Omit every picture and return the rest of the data unaltered.
--*--
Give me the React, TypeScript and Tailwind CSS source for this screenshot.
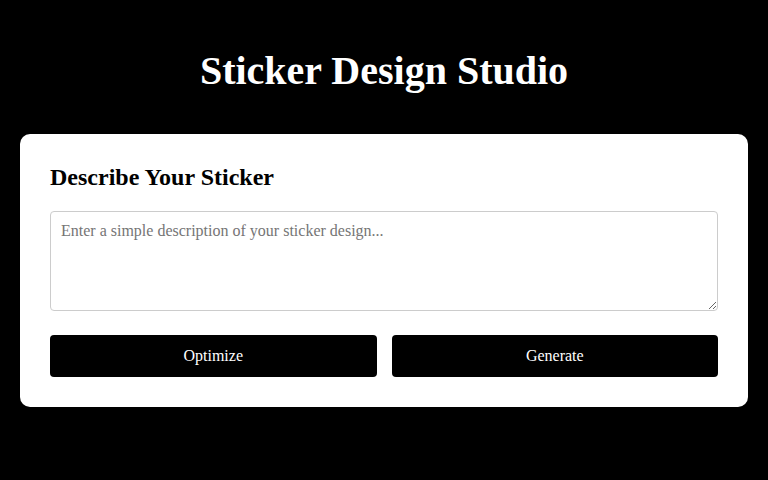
export default function App() {
  return (
    <div className="min-h-[480px] bg-black px-5 pt-[48px] pb-5 font-['Liberation_Serif',serif]">
      <h1 className="mb-[40px] text-center text-[40px] font-bold leading-[46px] text-white">
        Sticker Design Studio
      </h1>
      <div className="rounded-[10px] bg-white p-[30px]">
        <h2 className="mb-5 text-[24px] font-bold leading-[27px] text-black">Describe Your Sticker</h2>
        <textarea
          className="mb-6 block h-[100px] w-full resize-y rounded-[4px] border border-[#ccc] p-[10px] text-[16px] leading-[18px] text-black placeholder:text-[#757575] focus:outline-none"
          placeholder="Enter a simple description of your sticker design..."
        />
        <div className="flex gap-[15px]">
          <button className="h-[42px] flex-1 rounded-[4px] bg-black text-[16px] text-white">Optimize</button>
          <button className="h-[42px] flex-1 rounded-[4px] bg-black text-[16px] text-white">Generate</button>
        </div>
      </div>
    </div>
  );
}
--*--
Response to the exercise
Give me the React, TypeScript and Tailwind CSS source for this screenshot.
export default function App() {
  return (
    <div className="min-h-[480px] bg-black px-5 pt-[48px] pb-5 font-['Liberation_Serif',serif]">
      <h1 className="mb-[40px] text-center text-[40px] font-bold leading-[46px] text-white">
        Sticker Design Studio
      </h1>
      <div className="rounded-[10px] bg-white p-[30px]">
        <h2 className="mb-5 text-[24px] font-bold leading-[27px] text-black">Describe Your Sticker</h2>
        <textarea
          className="mb-6 block h-[100px] w-full resize-y rounded-[4px] border border-[#ccc] p-[10px] text-[16px] leading-[18px] text-black placeholder:text-[#757575] focus:outline-none"
          placeholder="Enter a simple description of your sticker design..."
        />
        <div className="flex gap-[15px]">
          <button className="h-[42px] flex-1 rounded-[4px] bg-black text-[16px] text-white">Optimize</button>
          <button className="h-[42px] flex-1 rounded-[4px] bg-black text-[16px] text-white">Generate</button>
        </div>
      </div>
    </div>
  );
}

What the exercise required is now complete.